— BEGIN DATA EXTRACT —

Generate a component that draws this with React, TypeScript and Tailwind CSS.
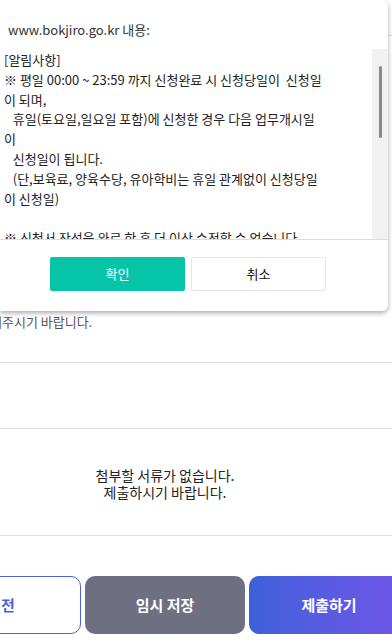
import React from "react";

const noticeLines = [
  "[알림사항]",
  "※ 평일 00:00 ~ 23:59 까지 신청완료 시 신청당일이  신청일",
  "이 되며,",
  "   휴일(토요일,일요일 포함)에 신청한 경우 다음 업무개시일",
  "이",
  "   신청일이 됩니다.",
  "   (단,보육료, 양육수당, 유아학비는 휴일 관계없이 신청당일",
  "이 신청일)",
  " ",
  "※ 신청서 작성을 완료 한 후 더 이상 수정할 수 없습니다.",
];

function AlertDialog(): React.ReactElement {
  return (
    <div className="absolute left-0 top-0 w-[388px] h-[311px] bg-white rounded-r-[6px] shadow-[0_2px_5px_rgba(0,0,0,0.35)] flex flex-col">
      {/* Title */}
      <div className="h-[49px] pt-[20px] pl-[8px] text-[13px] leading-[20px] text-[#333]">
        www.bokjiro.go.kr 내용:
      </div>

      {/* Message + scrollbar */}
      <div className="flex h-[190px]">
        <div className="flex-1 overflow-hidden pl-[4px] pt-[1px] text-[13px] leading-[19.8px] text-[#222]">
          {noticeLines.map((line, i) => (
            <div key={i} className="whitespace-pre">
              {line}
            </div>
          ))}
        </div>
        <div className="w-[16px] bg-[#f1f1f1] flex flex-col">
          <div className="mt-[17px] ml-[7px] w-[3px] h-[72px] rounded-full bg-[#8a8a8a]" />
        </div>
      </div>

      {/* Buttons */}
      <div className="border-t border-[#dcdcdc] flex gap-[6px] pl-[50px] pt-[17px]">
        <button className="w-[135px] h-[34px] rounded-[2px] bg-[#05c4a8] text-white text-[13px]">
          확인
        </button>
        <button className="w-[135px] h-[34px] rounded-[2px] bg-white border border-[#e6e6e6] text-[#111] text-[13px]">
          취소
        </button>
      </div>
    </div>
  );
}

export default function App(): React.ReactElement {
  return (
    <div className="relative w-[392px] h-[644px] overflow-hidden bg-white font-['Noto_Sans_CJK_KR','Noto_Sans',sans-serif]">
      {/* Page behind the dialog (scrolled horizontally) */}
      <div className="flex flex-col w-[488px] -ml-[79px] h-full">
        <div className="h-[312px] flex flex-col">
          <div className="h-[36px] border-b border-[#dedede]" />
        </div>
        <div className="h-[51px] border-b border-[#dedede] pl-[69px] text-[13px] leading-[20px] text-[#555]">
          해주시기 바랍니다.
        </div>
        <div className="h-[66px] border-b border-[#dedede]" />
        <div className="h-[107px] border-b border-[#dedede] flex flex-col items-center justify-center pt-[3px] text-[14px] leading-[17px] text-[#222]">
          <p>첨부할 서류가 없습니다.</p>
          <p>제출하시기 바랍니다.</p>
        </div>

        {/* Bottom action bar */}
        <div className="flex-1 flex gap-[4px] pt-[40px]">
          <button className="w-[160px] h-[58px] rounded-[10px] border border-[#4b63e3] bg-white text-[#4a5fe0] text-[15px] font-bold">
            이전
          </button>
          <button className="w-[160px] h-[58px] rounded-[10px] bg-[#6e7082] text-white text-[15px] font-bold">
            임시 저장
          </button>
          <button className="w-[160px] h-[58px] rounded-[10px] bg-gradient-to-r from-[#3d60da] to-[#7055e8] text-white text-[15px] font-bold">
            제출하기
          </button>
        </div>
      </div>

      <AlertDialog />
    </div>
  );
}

— END DATA EXTRACT —
— BEGIN DATA EXTRACT —

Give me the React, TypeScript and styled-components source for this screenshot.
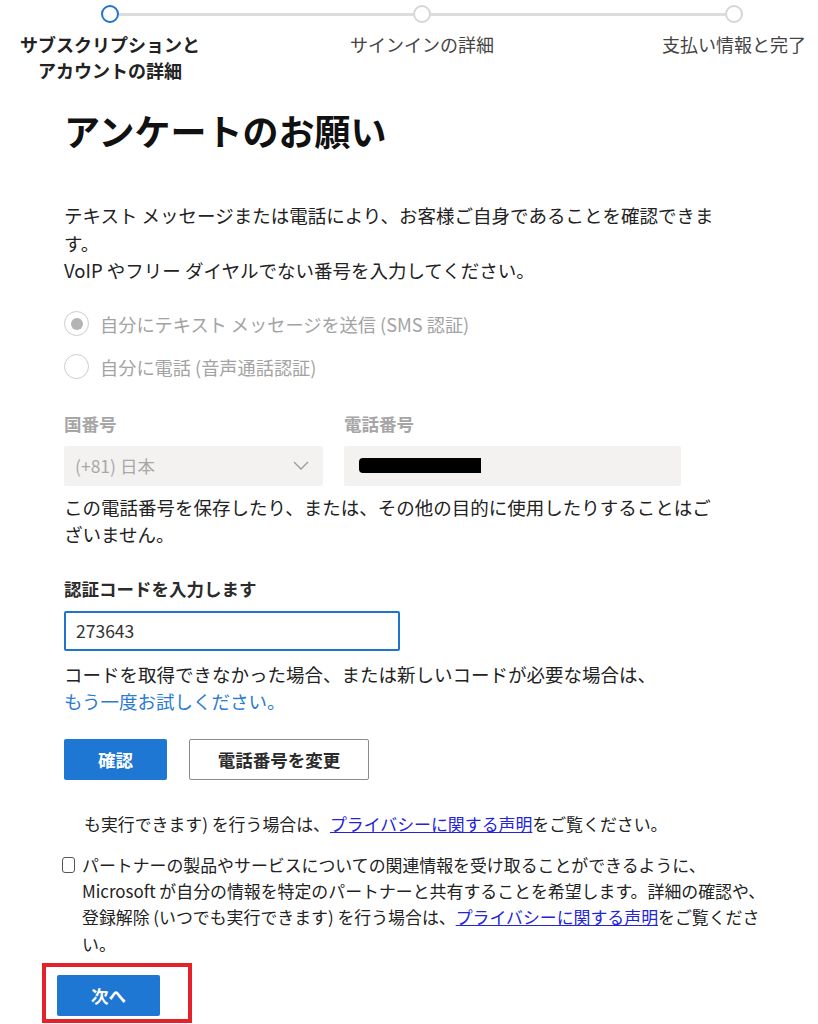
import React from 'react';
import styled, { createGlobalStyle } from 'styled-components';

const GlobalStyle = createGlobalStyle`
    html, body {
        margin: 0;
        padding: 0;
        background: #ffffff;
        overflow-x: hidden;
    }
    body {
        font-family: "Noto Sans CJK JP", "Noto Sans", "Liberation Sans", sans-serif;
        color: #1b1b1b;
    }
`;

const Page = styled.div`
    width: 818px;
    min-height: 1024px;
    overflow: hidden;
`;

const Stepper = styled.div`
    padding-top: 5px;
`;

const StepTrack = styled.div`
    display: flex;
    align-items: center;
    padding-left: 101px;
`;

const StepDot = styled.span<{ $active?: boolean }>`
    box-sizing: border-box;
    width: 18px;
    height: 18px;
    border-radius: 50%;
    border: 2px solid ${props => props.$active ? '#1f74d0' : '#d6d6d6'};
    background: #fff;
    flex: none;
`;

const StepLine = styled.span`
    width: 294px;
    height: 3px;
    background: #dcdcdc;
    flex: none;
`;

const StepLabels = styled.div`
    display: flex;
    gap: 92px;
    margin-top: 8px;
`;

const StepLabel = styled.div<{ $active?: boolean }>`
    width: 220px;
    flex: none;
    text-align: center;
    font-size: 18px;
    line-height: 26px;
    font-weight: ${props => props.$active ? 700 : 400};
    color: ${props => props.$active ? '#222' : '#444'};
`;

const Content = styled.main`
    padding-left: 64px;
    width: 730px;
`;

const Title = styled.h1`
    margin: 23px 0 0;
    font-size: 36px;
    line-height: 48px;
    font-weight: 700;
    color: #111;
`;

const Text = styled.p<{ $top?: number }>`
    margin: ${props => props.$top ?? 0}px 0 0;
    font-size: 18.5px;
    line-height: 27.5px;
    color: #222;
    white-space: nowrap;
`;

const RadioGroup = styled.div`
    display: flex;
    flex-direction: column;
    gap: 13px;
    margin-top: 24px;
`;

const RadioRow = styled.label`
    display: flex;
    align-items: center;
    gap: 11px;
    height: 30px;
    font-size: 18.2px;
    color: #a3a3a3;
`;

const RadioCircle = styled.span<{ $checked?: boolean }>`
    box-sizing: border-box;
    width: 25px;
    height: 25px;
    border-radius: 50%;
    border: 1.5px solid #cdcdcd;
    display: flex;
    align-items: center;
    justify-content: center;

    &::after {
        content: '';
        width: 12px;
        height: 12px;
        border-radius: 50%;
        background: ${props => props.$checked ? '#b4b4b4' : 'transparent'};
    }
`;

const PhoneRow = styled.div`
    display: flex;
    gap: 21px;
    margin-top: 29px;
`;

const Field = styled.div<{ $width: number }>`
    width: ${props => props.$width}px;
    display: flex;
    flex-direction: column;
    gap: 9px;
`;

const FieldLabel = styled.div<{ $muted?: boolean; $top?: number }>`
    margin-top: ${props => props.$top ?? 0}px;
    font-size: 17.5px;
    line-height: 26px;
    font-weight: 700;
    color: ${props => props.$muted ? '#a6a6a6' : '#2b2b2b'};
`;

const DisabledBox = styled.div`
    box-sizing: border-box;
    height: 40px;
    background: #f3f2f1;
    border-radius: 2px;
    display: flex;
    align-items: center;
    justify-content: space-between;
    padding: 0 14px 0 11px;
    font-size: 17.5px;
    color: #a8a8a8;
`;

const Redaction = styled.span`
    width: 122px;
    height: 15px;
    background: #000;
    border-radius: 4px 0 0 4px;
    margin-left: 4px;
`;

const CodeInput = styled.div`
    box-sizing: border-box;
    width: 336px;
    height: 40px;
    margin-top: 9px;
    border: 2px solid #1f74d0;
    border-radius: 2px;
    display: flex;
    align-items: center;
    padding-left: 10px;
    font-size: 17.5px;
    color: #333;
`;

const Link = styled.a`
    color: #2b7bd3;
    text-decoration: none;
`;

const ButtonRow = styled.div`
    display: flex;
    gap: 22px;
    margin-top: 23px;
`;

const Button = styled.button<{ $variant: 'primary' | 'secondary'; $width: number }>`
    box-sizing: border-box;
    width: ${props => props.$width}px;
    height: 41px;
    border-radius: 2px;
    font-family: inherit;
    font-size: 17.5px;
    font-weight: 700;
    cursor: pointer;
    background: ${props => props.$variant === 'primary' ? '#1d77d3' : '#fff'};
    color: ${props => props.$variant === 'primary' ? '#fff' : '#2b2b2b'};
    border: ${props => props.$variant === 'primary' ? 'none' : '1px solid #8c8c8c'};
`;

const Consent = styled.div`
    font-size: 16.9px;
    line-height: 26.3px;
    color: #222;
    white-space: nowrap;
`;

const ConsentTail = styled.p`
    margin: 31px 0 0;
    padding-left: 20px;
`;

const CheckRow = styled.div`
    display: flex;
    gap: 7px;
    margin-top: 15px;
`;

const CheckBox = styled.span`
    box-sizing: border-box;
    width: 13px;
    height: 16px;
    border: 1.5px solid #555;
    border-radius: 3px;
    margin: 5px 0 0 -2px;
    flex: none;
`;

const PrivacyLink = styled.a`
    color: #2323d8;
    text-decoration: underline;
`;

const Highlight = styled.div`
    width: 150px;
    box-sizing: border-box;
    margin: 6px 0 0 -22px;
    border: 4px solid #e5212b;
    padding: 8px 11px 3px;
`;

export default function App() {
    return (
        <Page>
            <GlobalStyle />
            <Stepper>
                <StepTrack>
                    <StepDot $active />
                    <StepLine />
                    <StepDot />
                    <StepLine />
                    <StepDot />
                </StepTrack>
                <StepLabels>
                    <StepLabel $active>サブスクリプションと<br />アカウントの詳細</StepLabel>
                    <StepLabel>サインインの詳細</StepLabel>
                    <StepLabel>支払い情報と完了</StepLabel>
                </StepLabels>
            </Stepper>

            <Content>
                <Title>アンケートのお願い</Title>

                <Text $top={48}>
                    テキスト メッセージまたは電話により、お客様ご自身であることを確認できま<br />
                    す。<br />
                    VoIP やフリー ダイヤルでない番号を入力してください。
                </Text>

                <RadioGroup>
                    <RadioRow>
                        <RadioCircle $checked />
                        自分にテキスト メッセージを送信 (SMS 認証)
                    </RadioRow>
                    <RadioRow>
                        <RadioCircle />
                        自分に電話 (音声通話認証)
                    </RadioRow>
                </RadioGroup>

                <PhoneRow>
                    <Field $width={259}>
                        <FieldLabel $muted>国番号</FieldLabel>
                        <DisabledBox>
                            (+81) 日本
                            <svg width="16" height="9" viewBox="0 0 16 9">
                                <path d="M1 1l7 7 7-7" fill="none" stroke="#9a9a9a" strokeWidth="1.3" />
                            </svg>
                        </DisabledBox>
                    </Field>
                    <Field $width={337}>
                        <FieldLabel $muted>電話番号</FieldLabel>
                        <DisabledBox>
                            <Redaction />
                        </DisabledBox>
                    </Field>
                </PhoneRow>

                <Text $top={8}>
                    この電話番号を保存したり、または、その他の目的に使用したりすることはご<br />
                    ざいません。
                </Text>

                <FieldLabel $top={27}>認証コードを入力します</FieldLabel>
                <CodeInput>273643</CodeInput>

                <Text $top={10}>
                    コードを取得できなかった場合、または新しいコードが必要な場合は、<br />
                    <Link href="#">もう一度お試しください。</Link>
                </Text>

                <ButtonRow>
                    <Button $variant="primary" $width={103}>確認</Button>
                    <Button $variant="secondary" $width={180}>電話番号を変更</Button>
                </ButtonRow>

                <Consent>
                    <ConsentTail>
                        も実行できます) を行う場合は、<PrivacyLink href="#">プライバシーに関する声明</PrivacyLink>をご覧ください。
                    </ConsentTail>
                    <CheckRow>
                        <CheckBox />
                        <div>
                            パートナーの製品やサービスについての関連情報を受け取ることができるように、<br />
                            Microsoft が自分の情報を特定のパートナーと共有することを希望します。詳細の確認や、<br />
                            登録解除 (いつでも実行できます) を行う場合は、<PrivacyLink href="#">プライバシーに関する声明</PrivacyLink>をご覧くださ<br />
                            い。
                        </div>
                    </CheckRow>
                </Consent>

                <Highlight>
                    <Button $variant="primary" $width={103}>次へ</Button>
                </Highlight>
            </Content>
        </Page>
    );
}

— END DATA EXTRACT —
— BEGIN DATA EXTRACT —

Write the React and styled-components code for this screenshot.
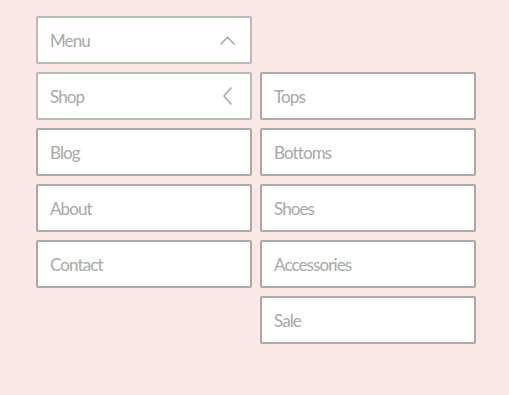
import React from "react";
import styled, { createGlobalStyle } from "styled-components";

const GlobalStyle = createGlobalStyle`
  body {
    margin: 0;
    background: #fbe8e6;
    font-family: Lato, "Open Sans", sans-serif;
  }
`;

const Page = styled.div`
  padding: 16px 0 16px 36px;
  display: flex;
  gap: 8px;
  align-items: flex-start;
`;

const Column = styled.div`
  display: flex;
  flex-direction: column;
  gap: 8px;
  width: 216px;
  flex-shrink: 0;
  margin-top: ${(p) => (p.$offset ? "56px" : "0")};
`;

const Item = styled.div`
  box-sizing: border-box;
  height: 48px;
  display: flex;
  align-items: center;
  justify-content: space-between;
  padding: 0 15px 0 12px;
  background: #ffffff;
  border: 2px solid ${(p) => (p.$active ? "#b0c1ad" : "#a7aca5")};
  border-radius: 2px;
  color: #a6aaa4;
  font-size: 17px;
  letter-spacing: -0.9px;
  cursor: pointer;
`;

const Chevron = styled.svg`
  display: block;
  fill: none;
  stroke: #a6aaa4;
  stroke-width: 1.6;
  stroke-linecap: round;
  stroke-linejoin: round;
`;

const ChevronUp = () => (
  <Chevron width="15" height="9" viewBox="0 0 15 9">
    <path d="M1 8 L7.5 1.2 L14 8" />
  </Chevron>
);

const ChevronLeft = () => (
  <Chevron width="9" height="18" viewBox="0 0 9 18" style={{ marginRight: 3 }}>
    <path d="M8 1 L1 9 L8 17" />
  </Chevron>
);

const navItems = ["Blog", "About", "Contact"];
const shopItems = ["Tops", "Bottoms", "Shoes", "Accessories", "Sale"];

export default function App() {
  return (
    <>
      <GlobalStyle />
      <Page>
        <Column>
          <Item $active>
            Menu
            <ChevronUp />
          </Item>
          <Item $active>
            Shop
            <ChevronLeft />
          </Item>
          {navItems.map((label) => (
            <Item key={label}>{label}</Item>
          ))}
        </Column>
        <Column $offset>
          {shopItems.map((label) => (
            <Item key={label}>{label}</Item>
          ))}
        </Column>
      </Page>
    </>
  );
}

— END DATA EXTRACT —

- [PROBLEM REQUIREMENTS]: Copy each line above where the string "TypeScript" occurs.

- [TASK RESULT]:
Generate a component that draws this with React, TypeScript and Tailwind CSS.
Give me the React, TypeScript and styled-components source for this screenshot.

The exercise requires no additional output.